■ Records shown:
· · ·

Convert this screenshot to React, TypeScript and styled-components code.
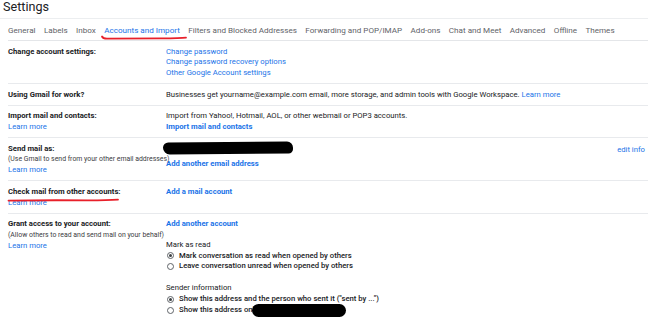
import React, { type FC, type ReactNode } from 'react'
import styled, { createGlobalStyle } from 'styled-components'

const GlobalStyle = createGlobalStyle`
	html, body {
		margin: 0;
		padding: 0;
		background: #fff;
	}
	body {
		font-family: Roboto, 'Liberation Sans', Arial, sans-serif;
		color: #202124;
		width: 648px;
		height: 320px;
		overflow: hidden;
	}
`

const Page = styled.div`
	position: relative;
	width: 648px;
	height: 320px;
	overflow: hidden;
`

const Title = styled.h1`
	margin: 0;
	padding: 0 0 0 3px;
	font-size: 12.6px;
	line-height: 13px;
	font-weight: 400;
	color: #202124;
	border-bottom: 1px solid #eceef0;
	box-sizing: border-box;
	height: 19px;
`

const Tabs = styled.nav`
	display: flex;
	gap: 8.4px;
	margin-left: 8px;
	height: 21px;
	align-items: center;
	border-bottom: 1px solid #e4e6e9;
`

const Tab = styled.span<{ $active?: boolean }>`
	font-size: 8.1px;
	line-height: 10px;
	color: ${({ $active }) => ($active ? '#1a73e8' : '#5f6368')};
	white-space: nowrap;
	padding-top: 1px;
`

const Row = styled.section`
	display: grid;
	grid-template-columns: 158px 1fr auto;
	margin-left: 8px;
	padding: 5.5px 3px 4.5px 0;
	border-bottom: 1px solid #e8eaed;
	font-size: 7.7px;
	line-height: 10.7px;
`

const Label = styled.div`
	position: relative;
	display: flex;
	flex-direction: column;
`

const LabelTitle = styled.div`
	font-weight: 700;
	color: #202124;
`

const Note = styled.div`
	font-size: 6.9px;
	color: #3c4043;
	white-space: nowrap;
`

const Link = styled.a<{ $bold?: boolean }>`
	display: block;
	color: #1a73e8;
	font-weight: ${({ $bold }) => ($bold ? 700 : 400)};
	text-decoration: none;
	white-space: nowrap;
`

const InlineLink = styled.a`
	color: #1a73e8;
	text-decoration: none;
`

const Value = styled.div`
	display: flex;
	flex-direction: column;
	white-space: nowrap;
`

const Side = styled.div`
	padding-top: 1px;
`

const Redaction = styled.div`
	width: 130px;
	height: 12px;
	margin: -1.5px 0 4.5px -3px;
	background: #000;
	border-radius: 7px 8px 6px 9px;
	transform: rotate(-0.5deg);
`

const InlineRedaction = styled.span`
	display: inline-block;
	width: 94px;
	height: 13px;
	margin-left: -3px;
	vertical-align: -5px;
	background: #000;
	border-radius: 7px;
`

const Group = styled.div<{ $gap: number }>`
	margin-top: ${({ $gap }) => $gap}px;
	display: flex;
	flex-direction: column;
`

const GroupTitle = styled.div`
	color: #202124;
`

const Option = styled.label`
	display: flex;
	align-items: center;
	gap: 5px;
	color: #202124;
	font-weight: 500;
`

const Radio = styled.span<{ $checked?: boolean }>`
	box-sizing: border-box;
	width: 7px;
	height: 7px;
	margin-left: 1px;
	border-radius: 50%;
	border: 1px solid #5f6368;
	display: inline-flex;
	align-items: center;
	justify-content: center;

	&::after {
		content: '';
		width: 3px;
		height: 3px;
		border-radius: 50%;
		background: ${({ $checked }) => ($checked ? '#3c4043' : 'transparent')};
	}
`

const Scribble = styled.svg`
	position: absolute;
	pointer-events: none;
	overflow: visible;
`

const tabs = [
	'General',
	'Labels',
	'Inbox',
	'Accounts and Import',
	'Filters and Blocked Addresses',
	'Forwarding and POP/IMAP',
	'Add-ons',
	'Chat and Meet',
	'Advanced',
	'Offline',
	'Themes',
]

type SettingRowProps = {
	label: ReactNode
	children: ReactNode
	side?: ReactNode
}

const SettingRow: FC<SettingRowProps> = ({ label, children, side }) => (
	<Row>
		<Label>{label}</Label>
		<Value>{children}</Value>
		<Side>{side}</Side>
	</Row>
)

const RadioOption: FC<{ checked?: boolean; children: ReactNode }> = ({ checked, children }) => (
	<Option>
		<Radio $checked={checked} />
		<span>{children}</span>
	</Option>
)

export default function App() {
	return (
		<Page>
			<GlobalStyle />
			<Title>Settings</Title>
			<Tabs>
				{tabs.map((tab) => (
					<Tab key={tab} $active={tab === 'Accounts and Import'}>
						{tab}
					</Tab>
				))}
			</Tabs>
			<Scribble
				style={{ left: 101, top: 35, width: 88, height: 6 }}
				viewBox='0 0 88 6'
			>
				<path
					d='M1 1.5 Q2 3.6 6 3.6 L60 3.4 Q80 3.2 85 2.6'
					fill='none'
					stroke='#e8202a'
					strokeWidth='1.8'
					strokeLinecap='round'
				/>
			</Scribble>

			<SettingRow label={<LabelTitle>Change account settings:</LabelTitle>}>
				<Link>Change password</Link>
				<Link>Change password recovery options</Link>
				<Link>Other Google Account settings</Link>
			</SettingRow>

			<SettingRow label={<LabelTitle>Using Gmail for work?</LabelTitle>}>
				<div>
					Businesses get yourname@example.com email, more storage, and admin tools with Google
					Workspace. <InlineLink>Learn more</InlineLink>
				</div>
			</SettingRow>

			<SettingRow
				label={
					<>
						<LabelTitle>Import mail and contacts:</LabelTitle>
						<Link>Learn more</Link>
					</>
				}
			>
				<div>Import from Yahoo!, Hotmail, AOL, or other webmail or POP3 accounts.</div>
				<Link $bold>Import mail and contacts</Link>
			</SettingRow>

			<SettingRow
				label={
					<>
						<LabelTitle>Send mail as:</LabelTitle>
						<Note>(Use Gmail to send from your other email addresses)</Note>
						<Link>Learn more</Link>
					</>
				}
				side={<Link>edit info</Link>}
			>
				<Redaction />
				<Link $bold>Add another email address</Link>
			</SettingRow>

			<SettingRow
				label={
					<>
						<LabelTitle>Check mail from other accounts:</LabelTitle>
						<Link>Learn more</Link>
						<Scribble
							style={{ left: 0, top: 11, width: 112, height: 5 }}
							viewBox='0 0 112 5'
						>
							<path
								d='M0.5 2.6 Q40 2 80 2.4 Q100 2.4 110 1.6'
								fill='none'
								stroke='#e8202a'
								strokeWidth='1.8'
								strokeLinecap='round'
							/>
						</Scribble>
					</>
				}
			>
				<Link $bold>Add a mail account</Link>
			</SettingRow>

			<SettingRow
				label={
					<>
						<LabelTitle>Grant access to your account:</LabelTitle>
						<Note>(Allow others to read and send mail on your behalf)</Note>
						<Link>Learn more</Link>
					</>
				}
			>
				<Link $bold>Add another account</Link>
				<Group $gap={10}>
					<GroupTitle>Mark as read</GroupTitle>
					<RadioOption checked>Mark conversation as read when opened by others</RadioOption>
					<RadioOption>Leave conversation unread when opened by others</RadioOption>
				</Group>
				<Group $gap={11}>
					<GroupTitle>Sender information</GroupTitle>
					<RadioOption checked>Show this address and the person who sent it ("sent by ...")</RadioOption>
					<RadioOption>
						Show this address onl
						<InlineRedaction />
					</RadioOption>
				</Group>
			</SettingRow>
		</Page>
	)
}
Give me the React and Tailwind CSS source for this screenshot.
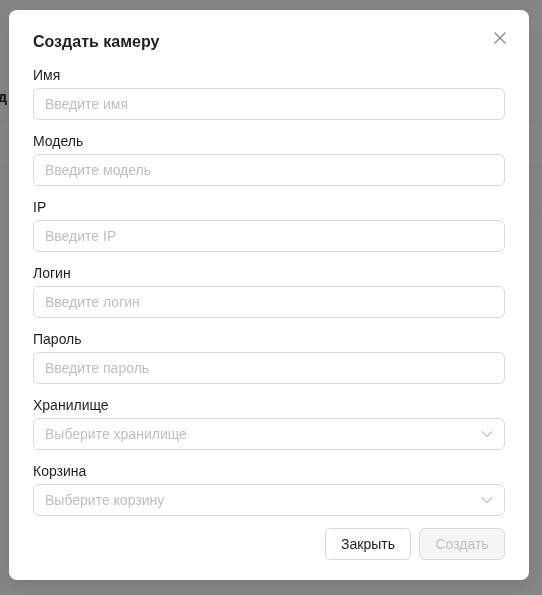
import React from 'react';

const fields = [
    { label: 'Имя', placeholder: 'Введите имя' },
    { label: 'Модель', placeholder: 'Введите модель' },
    { label: 'IP', placeholder: 'Введите IP' },
    { label: 'Логин', placeholder: 'Введите логин' },
    { label: 'Пароль', placeholder: 'Введите пароль' },
];

const selects = [
    { label: 'Хранилище', placeholder: 'Выберите хранилище' },
    { label: 'Корзина', placeholder: 'Выберите корзину' },
];

const Chevron = () => (
    <svg width="12" height="12" viewBox="0 0 12 12" fill="none">
        <path d="M1 3.5 L6 8.5 L11 3.5" stroke="#bfbfbf" strokeWidth="1.1" />
    </svg>
);

const App = () => {
    return (
        <div className="relative w-[542px] h-[595px] overflow-hidden bg-white font-['Liberation_Sans',Arial,sans-serif] text-[14px] text-[#1f1f1f]">
            {/* table behind the mask */}
            <div className="pt-[86px] -ml-[19px]">
                <div className="h-[37px] border-b border-[#f0f0f0] leading-[22px] font-bold">Код</div>
                <div className="h-[45px] border-b border-[#f0f0f0] pt-[7px] leading-[22px] text-[#1677ff]">1:</div>
                <div className="h-[45px] border-b border-[#f0f0f0] pt-[8px] leading-[22px] text-[#1677ff]">2:</div>
            </div>

            <div className="fixed inset-0 bg-black/[0.48] flex justify-start items-start pt-[10px] pl-[9px]">
                <div className="relative w-[520px] bg-white rounded-[8px] shadow-[0_6px_16px_rgba(0,0,0,0.08),0_3px_6px_-4px_rgba(0,0,0,0.12)] px-[24px] pt-[20px] pb-[20px]">
                    <button className="absolute right-[18px] top-[17px] w-[22px] h-[22px] flex items-center justify-center">
                        <svg width="14" height="14" viewBox="0 0 14 14" fill="none">
                            <path d="M1.5 1.5 L12.5 12.5 M12.5 1.5 L1.5 12.5" stroke="#8c8c8c" strokeWidth="1.4" />
                        </svg>
                    </button>
                    <h2 className="text-[16px] leading-[24px] font-bold mb-[10px]">Создать камеру</h2>

                    <div className="flex flex-col gap-[10px]">
                        {fields.map(f => (
                            <div key={f.label} className="flex flex-col gap-[2px]">
                                <label className="leading-[22px]">{f.label}</label>
                                <input
                                    placeholder={f.placeholder}
                                    className="h-[32px] px-[11px] border border-[#d9d9d9] rounded-[6px] outline-none placeholder:text-[#bfbfbf]"
                                />
                            </div>
                        ))}
                        {selects.map(s => (
                            <div key={s.label} className="flex flex-col gap-[2px]">
                                <label className="leading-[22px]">{s.label}</label>
                                <div className="h-[32px] pl-[11px] pr-[11px] border border-[#d9d9d9] rounded-[6px] flex items-center justify-between">
                                    <span className="text-[#bfbfbf]">{s.placeholder}</span>
                                    <Chevron />
                                </div>
                            </div>
                        ))}
                    </div>

                    <div className="flex justify-end gap-[8px] mt-[12px]">
                        <button className="h-[32px] w-[86px] border border-[#d9d9d9] rounded-[6px] bg-white text-[#1f1f1f]">
                            Закрыть
                        </button>
                        <button disabled className="h-[32px] w-[86px] border border-[#d9d9d9] rounded-[6px] bg-[#f5f5f5] text-[#bfbfbf]">
                            Создать
                        </button>
                    </div>
                </div>
            </div>
        </div>
    );
};

export default App;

· · ·

■ Short problem: Find every line in the records that contains the word "this"; copy those lines.

■ Response to the task:
Convert this screenshot to React, TypeScript and styled-components code.
					<RadioOption checked>Show this address and the person who sent it ("sent by ...")</RadioOption>
						Show this address onl
Give me the React and Tailwind CSS source for this screenshot.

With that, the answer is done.